WHAT TO DO: Review the material and extract every line in which the word "styles" occurs.

** begin RECORDS TO PROCESS **

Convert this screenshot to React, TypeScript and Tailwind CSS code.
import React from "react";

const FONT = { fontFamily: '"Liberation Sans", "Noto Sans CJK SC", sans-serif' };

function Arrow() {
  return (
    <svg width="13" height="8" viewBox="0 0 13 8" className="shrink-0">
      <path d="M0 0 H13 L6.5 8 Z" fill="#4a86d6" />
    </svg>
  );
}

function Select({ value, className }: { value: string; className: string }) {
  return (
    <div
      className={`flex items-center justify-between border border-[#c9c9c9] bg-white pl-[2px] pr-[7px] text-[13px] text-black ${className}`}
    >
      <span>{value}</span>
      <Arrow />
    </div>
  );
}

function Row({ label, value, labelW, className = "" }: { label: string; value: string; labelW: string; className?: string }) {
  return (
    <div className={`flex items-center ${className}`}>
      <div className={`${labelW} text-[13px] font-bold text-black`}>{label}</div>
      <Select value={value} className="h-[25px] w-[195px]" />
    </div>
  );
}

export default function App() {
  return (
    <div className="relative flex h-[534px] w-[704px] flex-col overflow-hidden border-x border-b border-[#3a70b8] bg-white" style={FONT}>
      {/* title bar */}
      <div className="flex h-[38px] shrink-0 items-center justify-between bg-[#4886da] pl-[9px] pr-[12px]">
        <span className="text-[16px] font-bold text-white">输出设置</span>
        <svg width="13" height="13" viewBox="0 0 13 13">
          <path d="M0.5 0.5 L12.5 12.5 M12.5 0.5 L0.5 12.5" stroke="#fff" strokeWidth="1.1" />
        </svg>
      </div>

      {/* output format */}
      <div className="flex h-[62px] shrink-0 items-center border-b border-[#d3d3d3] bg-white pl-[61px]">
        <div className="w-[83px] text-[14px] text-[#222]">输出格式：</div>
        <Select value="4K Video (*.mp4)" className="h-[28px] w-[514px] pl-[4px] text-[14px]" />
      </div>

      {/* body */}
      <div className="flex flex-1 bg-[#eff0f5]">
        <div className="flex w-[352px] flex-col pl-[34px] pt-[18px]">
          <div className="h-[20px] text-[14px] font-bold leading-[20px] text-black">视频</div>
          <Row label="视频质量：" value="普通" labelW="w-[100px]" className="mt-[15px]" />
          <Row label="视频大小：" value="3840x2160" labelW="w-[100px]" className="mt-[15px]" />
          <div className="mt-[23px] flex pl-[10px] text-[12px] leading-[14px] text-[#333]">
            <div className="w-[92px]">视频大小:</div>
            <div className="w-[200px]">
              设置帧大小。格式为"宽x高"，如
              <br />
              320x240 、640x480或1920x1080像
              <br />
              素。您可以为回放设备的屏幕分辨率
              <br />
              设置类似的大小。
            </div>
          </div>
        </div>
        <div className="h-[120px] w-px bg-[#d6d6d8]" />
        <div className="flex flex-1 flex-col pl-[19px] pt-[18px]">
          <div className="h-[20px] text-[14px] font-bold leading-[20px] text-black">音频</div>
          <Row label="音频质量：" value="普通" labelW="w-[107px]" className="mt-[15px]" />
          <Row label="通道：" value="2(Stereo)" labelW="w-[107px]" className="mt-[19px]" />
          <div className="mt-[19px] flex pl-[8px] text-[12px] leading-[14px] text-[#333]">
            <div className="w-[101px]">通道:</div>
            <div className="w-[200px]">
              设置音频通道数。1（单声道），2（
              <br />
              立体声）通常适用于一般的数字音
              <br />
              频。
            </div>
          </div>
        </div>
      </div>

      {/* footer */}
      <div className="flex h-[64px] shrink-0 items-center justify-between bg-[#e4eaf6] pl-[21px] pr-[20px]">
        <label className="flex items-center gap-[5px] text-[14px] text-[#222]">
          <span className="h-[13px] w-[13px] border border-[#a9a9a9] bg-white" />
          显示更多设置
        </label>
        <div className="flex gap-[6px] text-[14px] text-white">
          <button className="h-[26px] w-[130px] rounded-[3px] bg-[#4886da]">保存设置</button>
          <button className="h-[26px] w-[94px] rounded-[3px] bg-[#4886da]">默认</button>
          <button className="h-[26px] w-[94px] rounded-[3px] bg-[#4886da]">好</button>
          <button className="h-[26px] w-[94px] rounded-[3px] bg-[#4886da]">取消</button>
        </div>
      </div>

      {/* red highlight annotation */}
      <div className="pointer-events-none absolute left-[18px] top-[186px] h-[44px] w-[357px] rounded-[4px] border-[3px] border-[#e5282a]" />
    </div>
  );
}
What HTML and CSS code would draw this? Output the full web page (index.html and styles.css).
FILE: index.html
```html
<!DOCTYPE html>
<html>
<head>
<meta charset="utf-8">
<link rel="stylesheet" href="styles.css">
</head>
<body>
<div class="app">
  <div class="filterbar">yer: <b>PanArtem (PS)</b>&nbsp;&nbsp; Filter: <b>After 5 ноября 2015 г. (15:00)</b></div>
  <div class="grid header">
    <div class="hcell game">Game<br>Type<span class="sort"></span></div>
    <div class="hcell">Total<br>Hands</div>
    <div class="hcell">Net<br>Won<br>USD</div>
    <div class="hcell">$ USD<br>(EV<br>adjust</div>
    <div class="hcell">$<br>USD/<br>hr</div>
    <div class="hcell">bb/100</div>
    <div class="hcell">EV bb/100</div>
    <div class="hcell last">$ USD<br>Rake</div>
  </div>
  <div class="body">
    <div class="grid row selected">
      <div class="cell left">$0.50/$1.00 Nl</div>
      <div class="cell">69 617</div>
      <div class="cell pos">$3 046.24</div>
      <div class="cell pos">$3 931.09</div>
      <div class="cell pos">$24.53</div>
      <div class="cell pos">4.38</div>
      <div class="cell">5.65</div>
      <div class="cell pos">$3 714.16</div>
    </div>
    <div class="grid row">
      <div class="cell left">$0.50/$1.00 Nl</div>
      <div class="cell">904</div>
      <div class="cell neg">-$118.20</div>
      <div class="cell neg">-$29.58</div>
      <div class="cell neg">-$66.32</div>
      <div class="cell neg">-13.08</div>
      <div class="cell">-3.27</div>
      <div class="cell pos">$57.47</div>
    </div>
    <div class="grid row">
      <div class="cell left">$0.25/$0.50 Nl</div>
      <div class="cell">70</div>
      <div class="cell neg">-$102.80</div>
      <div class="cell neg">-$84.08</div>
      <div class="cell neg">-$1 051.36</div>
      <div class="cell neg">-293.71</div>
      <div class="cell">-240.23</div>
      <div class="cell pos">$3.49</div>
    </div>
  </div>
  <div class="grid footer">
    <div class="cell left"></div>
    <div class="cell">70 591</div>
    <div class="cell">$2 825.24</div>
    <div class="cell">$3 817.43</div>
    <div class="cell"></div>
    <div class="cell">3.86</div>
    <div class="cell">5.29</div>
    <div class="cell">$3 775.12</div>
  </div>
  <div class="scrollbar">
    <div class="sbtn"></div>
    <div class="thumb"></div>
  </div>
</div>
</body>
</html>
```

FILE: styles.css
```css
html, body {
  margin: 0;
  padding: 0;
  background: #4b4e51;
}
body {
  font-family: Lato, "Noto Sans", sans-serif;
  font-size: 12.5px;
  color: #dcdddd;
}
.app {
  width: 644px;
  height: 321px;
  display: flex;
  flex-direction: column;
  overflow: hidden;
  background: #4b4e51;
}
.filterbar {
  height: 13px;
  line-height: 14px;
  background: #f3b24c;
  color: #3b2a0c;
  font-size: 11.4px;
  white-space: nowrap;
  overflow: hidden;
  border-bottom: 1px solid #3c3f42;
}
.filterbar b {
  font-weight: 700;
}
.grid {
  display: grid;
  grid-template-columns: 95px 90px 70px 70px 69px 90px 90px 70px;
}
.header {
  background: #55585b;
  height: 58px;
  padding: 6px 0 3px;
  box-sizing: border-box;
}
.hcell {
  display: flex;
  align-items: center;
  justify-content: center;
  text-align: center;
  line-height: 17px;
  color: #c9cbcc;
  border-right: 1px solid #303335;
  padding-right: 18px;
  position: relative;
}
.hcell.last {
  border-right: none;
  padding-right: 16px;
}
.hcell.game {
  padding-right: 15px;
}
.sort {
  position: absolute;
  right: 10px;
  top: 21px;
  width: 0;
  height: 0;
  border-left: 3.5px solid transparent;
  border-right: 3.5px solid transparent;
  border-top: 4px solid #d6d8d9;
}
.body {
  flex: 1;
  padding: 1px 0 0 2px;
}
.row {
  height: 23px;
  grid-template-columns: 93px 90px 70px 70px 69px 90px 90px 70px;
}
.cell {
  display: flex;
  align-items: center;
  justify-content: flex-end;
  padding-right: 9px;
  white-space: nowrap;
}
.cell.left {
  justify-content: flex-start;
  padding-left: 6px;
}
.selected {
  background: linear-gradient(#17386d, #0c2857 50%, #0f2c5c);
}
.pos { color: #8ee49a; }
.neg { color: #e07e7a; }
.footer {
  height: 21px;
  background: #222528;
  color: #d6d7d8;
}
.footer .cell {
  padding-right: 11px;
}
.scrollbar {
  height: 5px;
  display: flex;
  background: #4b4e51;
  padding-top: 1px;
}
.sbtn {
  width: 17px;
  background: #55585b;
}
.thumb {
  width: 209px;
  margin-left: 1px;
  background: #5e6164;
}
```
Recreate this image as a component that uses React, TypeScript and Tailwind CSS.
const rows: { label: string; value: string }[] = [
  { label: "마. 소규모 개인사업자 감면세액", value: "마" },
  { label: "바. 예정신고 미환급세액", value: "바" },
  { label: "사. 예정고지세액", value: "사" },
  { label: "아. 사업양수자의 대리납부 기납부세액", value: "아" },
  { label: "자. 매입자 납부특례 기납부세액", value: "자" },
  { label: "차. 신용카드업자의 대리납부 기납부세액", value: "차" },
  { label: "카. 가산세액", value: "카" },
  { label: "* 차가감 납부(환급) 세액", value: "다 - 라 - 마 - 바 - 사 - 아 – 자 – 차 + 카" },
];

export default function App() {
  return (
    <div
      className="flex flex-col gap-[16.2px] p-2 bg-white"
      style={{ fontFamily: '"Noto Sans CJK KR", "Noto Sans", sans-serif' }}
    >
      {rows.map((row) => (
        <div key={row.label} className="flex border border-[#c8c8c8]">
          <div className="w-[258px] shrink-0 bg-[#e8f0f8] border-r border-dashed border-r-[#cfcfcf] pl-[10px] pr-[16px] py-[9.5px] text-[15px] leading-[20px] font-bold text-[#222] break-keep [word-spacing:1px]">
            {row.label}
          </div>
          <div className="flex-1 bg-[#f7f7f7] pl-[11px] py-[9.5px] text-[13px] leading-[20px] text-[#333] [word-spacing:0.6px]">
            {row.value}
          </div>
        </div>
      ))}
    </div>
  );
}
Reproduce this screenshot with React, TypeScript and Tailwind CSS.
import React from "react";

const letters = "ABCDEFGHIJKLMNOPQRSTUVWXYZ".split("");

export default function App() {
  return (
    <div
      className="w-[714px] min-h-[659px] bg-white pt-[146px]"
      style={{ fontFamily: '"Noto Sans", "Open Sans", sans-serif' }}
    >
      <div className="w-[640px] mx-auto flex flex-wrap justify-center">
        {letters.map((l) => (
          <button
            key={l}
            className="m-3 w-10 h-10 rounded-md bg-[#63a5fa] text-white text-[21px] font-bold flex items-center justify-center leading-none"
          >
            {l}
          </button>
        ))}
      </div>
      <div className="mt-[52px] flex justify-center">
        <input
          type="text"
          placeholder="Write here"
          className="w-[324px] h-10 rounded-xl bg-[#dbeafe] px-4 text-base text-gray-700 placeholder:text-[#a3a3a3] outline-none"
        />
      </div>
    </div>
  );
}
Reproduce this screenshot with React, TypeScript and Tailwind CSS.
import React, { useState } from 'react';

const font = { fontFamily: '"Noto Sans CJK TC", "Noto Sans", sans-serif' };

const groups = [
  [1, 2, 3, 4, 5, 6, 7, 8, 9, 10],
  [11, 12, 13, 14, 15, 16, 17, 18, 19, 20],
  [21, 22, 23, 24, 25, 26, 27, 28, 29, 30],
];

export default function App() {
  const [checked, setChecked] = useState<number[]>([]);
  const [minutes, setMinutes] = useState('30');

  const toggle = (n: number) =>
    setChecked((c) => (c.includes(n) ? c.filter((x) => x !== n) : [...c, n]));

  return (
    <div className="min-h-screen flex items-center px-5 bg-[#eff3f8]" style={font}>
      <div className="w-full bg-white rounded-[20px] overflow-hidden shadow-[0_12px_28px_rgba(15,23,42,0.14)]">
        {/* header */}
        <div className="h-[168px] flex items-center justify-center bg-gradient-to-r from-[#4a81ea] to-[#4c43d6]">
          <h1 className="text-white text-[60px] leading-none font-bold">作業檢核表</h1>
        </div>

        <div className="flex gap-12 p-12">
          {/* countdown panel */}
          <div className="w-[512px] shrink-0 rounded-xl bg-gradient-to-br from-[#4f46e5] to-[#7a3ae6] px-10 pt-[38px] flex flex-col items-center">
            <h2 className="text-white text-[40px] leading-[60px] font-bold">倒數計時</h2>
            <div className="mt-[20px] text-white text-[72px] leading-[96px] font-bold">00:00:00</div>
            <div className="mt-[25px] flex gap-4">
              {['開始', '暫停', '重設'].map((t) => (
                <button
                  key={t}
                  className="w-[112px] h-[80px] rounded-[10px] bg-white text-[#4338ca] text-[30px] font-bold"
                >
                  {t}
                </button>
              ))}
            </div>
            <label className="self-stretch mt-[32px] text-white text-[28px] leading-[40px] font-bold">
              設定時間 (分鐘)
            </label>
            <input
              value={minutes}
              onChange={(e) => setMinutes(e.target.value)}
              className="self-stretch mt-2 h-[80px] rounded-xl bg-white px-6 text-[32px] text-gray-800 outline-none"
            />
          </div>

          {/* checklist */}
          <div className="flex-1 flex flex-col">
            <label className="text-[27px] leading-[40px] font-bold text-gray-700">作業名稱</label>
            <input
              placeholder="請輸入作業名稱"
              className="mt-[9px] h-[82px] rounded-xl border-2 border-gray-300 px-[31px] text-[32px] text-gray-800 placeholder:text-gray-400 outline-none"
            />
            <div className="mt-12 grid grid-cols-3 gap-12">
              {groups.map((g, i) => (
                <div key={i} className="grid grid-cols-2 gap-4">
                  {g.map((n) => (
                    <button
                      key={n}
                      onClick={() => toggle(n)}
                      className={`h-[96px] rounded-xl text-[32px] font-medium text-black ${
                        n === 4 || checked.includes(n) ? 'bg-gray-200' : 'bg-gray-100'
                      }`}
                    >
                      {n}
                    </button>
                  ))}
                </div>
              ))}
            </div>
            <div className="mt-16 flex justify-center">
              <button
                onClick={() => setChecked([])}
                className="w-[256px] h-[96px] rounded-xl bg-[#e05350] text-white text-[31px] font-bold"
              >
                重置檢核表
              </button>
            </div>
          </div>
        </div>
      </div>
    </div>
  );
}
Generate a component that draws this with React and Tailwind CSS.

** end RECORDS TO PROCESS **

RESPONSE:
What HTML and CSS code would draw this? Output the full web page (index.html and styles.css).
<link rel="stylesheet" href="styles.css">
FILE: styles.css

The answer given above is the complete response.